Records with interface code

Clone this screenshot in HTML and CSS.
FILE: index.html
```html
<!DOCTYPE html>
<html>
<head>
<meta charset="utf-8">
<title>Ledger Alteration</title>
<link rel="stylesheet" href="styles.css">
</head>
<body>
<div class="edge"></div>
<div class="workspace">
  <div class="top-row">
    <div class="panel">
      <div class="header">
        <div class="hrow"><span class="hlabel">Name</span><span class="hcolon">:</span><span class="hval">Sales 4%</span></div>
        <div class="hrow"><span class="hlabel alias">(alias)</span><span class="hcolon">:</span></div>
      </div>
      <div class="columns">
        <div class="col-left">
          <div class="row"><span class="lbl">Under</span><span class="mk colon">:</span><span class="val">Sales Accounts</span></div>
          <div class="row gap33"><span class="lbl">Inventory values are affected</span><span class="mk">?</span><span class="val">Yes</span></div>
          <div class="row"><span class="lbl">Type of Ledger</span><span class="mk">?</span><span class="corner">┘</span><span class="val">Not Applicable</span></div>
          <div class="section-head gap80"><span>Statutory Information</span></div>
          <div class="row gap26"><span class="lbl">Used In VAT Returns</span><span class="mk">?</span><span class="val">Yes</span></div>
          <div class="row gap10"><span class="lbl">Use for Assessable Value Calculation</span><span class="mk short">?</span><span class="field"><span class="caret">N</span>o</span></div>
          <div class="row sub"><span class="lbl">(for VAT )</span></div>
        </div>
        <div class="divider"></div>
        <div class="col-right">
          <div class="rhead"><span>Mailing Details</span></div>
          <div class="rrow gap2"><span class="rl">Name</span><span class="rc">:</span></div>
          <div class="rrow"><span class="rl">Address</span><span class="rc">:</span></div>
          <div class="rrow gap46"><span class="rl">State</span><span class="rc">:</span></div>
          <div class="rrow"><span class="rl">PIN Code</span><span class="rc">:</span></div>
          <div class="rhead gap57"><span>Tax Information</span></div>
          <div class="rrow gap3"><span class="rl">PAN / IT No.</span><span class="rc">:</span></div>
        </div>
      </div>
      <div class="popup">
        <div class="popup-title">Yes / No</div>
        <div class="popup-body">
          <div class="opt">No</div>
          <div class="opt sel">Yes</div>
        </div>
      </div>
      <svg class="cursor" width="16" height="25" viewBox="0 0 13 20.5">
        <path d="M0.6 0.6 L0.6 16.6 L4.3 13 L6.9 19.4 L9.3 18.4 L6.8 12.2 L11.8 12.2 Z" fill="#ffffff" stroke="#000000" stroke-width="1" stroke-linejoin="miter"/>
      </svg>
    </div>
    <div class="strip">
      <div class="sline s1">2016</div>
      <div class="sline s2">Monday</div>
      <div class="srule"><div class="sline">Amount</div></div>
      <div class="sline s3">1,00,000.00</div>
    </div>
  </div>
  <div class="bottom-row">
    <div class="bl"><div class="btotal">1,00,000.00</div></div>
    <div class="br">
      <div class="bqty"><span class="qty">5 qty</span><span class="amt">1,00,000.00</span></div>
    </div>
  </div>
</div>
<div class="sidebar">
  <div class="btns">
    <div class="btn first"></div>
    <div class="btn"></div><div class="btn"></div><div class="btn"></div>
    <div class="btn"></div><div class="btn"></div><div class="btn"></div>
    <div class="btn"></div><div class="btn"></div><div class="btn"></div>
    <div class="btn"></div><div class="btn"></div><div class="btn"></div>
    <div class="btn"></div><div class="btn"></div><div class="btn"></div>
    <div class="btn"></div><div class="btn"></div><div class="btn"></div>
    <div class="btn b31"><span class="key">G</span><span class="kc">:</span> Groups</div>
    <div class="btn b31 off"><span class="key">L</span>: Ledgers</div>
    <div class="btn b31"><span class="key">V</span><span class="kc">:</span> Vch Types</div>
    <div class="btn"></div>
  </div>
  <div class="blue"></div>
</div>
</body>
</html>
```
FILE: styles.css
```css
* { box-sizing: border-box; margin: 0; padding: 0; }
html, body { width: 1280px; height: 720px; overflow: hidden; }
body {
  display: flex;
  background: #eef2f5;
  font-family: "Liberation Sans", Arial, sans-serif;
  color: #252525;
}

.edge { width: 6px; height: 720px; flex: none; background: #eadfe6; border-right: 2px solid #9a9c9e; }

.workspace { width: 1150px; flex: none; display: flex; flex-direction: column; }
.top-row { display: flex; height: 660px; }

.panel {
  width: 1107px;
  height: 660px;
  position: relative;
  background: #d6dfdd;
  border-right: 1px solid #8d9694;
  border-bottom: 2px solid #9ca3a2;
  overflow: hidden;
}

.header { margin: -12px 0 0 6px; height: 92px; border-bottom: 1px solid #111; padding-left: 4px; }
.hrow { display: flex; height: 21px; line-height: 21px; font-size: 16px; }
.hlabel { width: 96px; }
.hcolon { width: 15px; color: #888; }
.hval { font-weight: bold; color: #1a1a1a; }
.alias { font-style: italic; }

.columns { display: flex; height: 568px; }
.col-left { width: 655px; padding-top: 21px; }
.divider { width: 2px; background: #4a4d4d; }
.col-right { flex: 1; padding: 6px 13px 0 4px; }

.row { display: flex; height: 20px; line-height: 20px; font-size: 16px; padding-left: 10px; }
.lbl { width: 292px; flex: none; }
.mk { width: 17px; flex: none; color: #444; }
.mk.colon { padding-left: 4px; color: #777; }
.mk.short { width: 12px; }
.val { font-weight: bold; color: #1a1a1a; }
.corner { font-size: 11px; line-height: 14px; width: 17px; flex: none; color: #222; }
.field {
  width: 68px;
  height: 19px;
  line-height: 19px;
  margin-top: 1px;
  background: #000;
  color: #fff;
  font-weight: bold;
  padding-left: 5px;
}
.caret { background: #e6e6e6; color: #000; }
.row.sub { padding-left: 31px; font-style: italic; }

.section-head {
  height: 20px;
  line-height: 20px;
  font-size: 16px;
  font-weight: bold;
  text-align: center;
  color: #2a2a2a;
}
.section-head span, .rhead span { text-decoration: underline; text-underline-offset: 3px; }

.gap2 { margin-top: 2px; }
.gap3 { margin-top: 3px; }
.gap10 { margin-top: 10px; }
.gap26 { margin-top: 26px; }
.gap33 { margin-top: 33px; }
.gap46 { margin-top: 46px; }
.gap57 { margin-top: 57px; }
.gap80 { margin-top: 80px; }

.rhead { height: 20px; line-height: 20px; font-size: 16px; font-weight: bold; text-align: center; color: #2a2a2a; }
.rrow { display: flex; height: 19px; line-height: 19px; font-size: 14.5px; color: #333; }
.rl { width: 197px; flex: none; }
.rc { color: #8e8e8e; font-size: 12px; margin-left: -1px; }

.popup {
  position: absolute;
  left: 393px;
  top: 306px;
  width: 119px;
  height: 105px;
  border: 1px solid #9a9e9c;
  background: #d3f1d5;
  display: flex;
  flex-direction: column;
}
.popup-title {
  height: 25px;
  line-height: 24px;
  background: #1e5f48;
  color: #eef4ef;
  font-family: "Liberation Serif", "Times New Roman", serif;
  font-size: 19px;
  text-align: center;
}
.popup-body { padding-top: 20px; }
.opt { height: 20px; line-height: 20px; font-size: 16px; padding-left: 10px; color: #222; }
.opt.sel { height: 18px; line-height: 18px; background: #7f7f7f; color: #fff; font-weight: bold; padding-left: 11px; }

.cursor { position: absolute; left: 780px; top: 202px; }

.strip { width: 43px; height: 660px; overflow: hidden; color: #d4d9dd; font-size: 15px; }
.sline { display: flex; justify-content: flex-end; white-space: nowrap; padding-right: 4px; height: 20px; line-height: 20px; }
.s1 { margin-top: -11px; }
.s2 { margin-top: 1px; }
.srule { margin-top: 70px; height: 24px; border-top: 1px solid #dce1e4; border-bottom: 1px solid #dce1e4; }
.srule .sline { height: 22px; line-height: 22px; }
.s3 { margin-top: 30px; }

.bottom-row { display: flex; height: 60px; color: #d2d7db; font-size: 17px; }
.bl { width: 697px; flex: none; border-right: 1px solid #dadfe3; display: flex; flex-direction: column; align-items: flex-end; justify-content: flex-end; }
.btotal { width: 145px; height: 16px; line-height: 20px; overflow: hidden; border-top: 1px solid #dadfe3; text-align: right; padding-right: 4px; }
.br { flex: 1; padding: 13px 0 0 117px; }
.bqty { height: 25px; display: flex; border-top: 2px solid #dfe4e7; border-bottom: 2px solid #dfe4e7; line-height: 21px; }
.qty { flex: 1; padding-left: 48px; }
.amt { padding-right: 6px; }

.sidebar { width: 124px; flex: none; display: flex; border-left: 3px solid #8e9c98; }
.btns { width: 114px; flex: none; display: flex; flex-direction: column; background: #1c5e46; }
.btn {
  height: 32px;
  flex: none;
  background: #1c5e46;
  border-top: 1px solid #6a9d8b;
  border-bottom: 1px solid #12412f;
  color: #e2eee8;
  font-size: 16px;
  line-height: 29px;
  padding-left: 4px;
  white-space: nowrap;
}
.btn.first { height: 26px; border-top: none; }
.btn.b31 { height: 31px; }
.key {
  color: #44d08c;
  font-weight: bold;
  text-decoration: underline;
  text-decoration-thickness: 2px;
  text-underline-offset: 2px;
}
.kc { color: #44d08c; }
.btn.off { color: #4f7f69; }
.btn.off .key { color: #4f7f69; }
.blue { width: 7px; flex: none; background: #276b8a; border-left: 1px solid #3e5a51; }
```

---

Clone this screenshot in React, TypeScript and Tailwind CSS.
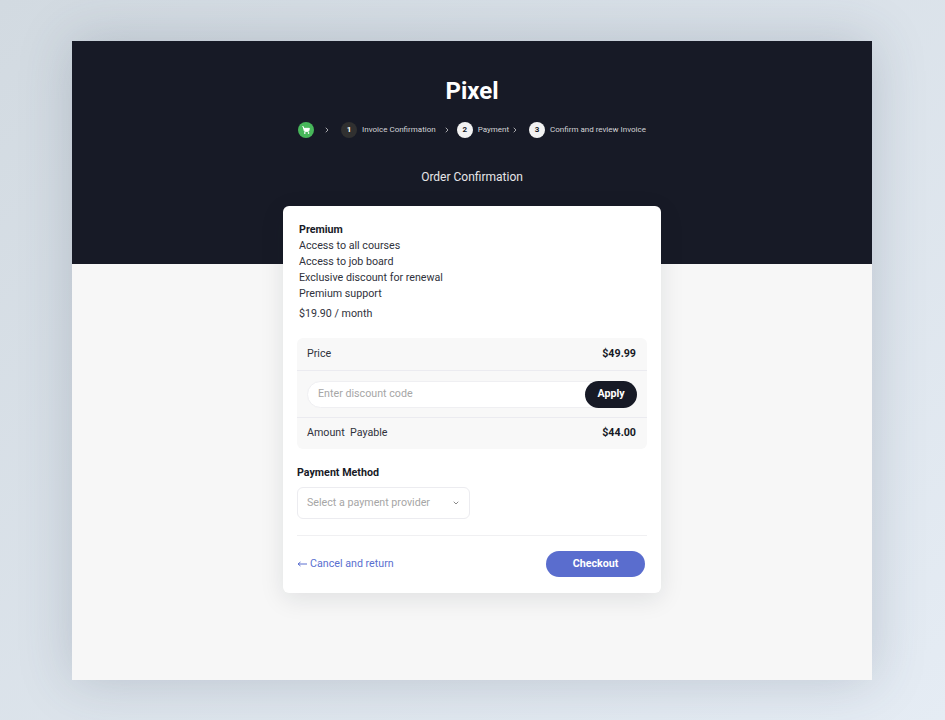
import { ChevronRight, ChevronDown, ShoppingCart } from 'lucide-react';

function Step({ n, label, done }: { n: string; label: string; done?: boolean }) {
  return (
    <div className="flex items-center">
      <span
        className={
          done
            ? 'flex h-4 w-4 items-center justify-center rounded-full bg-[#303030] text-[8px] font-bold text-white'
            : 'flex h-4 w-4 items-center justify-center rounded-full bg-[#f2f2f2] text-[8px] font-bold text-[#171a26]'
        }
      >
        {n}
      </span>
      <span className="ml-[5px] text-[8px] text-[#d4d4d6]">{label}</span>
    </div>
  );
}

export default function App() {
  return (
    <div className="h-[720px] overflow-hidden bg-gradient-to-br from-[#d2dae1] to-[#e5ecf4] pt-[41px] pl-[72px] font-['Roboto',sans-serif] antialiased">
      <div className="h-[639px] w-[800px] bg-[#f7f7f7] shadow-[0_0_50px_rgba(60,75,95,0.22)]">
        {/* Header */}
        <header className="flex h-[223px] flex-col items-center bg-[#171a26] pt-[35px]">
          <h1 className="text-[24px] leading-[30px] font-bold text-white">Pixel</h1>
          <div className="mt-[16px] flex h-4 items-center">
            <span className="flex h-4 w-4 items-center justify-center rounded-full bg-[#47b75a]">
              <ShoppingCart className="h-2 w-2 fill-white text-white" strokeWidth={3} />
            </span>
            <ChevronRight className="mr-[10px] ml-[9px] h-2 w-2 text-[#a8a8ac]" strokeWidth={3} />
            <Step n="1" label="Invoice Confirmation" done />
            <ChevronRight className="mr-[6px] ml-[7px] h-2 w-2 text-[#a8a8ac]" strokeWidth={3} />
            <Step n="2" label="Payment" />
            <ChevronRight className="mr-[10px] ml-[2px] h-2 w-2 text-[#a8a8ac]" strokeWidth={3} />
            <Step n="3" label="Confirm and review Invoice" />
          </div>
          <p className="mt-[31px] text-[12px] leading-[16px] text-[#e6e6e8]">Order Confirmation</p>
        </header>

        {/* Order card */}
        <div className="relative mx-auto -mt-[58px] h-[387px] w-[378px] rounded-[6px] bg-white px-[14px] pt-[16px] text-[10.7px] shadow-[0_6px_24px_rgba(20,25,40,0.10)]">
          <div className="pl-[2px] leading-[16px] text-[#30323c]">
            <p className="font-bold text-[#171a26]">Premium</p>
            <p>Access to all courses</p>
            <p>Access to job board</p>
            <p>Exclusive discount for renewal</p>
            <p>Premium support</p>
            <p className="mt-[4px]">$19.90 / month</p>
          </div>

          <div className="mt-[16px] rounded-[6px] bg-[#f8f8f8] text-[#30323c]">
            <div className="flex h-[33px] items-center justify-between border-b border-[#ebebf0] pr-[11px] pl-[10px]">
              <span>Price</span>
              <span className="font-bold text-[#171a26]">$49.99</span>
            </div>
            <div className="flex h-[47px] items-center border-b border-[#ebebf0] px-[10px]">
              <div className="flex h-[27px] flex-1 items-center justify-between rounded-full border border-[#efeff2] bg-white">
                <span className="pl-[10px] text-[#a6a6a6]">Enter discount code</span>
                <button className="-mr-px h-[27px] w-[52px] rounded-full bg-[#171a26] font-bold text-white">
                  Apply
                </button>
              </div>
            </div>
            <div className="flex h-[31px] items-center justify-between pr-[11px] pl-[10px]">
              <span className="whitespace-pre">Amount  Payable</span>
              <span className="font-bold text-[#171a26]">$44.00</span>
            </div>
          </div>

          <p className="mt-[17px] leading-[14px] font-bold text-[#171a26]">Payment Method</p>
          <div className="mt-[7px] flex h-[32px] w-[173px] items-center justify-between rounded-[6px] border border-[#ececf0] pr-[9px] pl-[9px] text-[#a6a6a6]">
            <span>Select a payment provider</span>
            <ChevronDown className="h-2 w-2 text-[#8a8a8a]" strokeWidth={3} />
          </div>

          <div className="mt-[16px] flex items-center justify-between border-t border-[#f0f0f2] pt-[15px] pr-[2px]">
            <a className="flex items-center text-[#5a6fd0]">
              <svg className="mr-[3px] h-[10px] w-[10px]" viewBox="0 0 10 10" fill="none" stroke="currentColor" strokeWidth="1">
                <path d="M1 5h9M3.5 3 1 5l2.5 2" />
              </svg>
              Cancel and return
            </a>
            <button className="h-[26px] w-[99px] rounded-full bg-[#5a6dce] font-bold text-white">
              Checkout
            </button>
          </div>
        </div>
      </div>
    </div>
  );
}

What the task requires: Reproduce exactly the section that begins with the line containing "Clone this screenshot in React, TypeScript" and ends with the line containing "ChevronRight, ChevronDown, ShoppingCart". Both boundary lines belong in the copy, but pictures do not.

Reply to the exercise:
Clone this screenshot in React, TypeScript and Tailwind CSS.
import { ChevronRight, ChevronDown, ShoppingCart } from 'lucide-react';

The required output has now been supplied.